··· Collected data

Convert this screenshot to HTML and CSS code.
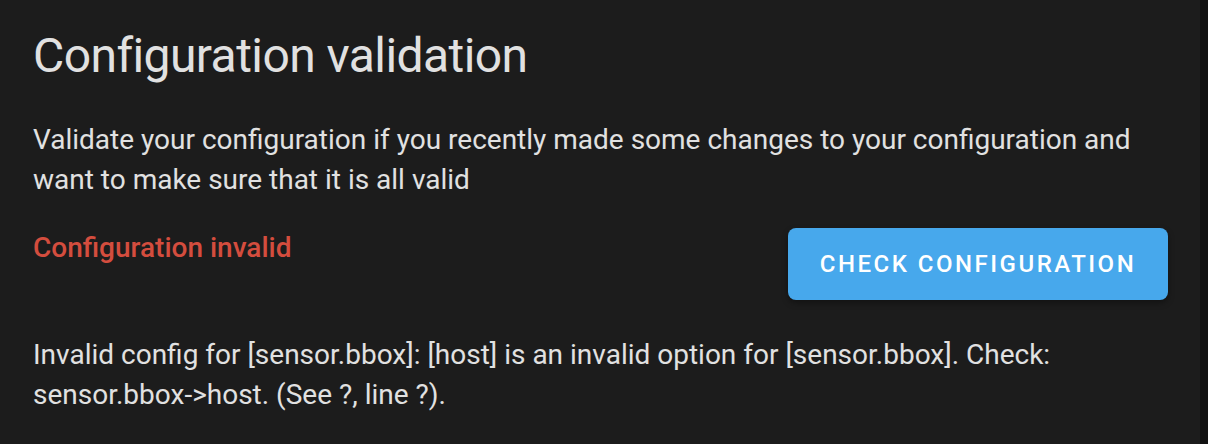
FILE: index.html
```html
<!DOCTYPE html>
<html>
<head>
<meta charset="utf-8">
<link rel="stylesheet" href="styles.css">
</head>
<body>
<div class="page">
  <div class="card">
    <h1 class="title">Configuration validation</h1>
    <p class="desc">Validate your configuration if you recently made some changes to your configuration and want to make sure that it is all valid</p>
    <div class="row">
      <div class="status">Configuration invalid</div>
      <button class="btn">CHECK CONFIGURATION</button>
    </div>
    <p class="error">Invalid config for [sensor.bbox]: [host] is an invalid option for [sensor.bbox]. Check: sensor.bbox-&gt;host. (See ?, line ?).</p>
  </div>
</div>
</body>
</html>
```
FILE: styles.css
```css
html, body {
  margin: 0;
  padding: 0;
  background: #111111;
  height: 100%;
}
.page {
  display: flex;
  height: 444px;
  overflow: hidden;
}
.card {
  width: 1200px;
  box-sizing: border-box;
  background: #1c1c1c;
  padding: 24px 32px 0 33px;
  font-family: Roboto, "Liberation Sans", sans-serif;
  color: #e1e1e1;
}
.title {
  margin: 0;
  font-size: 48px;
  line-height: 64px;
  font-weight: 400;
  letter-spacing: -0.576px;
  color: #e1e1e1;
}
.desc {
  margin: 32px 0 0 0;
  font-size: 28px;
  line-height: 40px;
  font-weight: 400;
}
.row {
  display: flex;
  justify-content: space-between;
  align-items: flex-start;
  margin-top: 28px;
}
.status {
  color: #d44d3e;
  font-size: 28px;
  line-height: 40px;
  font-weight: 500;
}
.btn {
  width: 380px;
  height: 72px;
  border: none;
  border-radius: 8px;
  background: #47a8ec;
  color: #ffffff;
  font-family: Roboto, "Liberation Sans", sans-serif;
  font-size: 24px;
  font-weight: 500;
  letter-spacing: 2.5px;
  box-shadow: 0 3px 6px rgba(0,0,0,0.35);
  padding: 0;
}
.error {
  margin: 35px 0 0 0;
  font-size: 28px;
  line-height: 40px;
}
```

······

Extract the full listing above verbatim; pictures are to be left out of the copy.

Convert this screenshot to HTML and CSS code.
FILE: index.html
```html
<!DOCTYPE html>
<html>
<head>
<meta charset="utf-8">
<link rel="stylesheet" href="styles.css">
</head>
<body>
<div class="page">
  <div class="card">
    <h1 class="title">Configuration validation</h1>
    <p class="desc">Validate your configuration if you recently made some changes to your configuration and want to make sure that it is all valid</p>
    <div class="row">
      <div class="status">Configuration invalid</div>
      <button class="btn">CHECK CONFIGURATION</button>
    </div>
    <p class="error">Invalid config for [sensor.bbox]: [host] is an invalid option for [sensor.bbox]. Check: sensor.bbox-&gt;host. (See ?, line ?).</p>
  </div>
</div>
</body>
</html>
```
FILE: styles.css
```css
html, body {
  margin: 0;
  padding: 0;
  background: #111111;
  height: 100%;
}
.page {
  display: flex;
  height: 444px;
  overflow: hidden;
}
.card {
  width: 1200px;
  box-sizing: border-box;
  background: #1c1c1c;
  padding: 24px 32px 0 33px;
  font-family: Roboto, "Liberation Sans", sans-serif;
  color: #e1e1e1;
}
.title {
  margin: 0;
  font-size: 48px;
  line-height: 64px;
  font-weight: 400;
  letter-spacing: -0.576px;
  color: #e1e1e1;
}
.desc {
  margin: 32px 0 0 0;
  font-size: 28px;
  line-height: 40px;
  font-weight: 400;
}
.row {
  display: flex;
  justify-content: space-between;
  align-items: flex-start;
  margin-top: 28px;
}
.status {
  color: #d44d3e;
  font-size: 28px;
  line-height: 40px;
  font-weight: 500;
}
.btn {
  width: 380px;
  height: 72px;
  border: none;
  border-radius: 8px;
  background: #47a8ec;
  color: #ffffff;
  font-family: Roboto, "Liberation Sans", sans-serif;
  font-size: 24px;
  font-weight: 500;
  letter-spacing: 2.5px;
  box-shadow: 0 3px 6px rgba(0,0,0,0.35);
  padding: 0;
}
.error {
  margin: 35px 0 0 0;
  font-size: 28px;
  line-height: 40px;
}
```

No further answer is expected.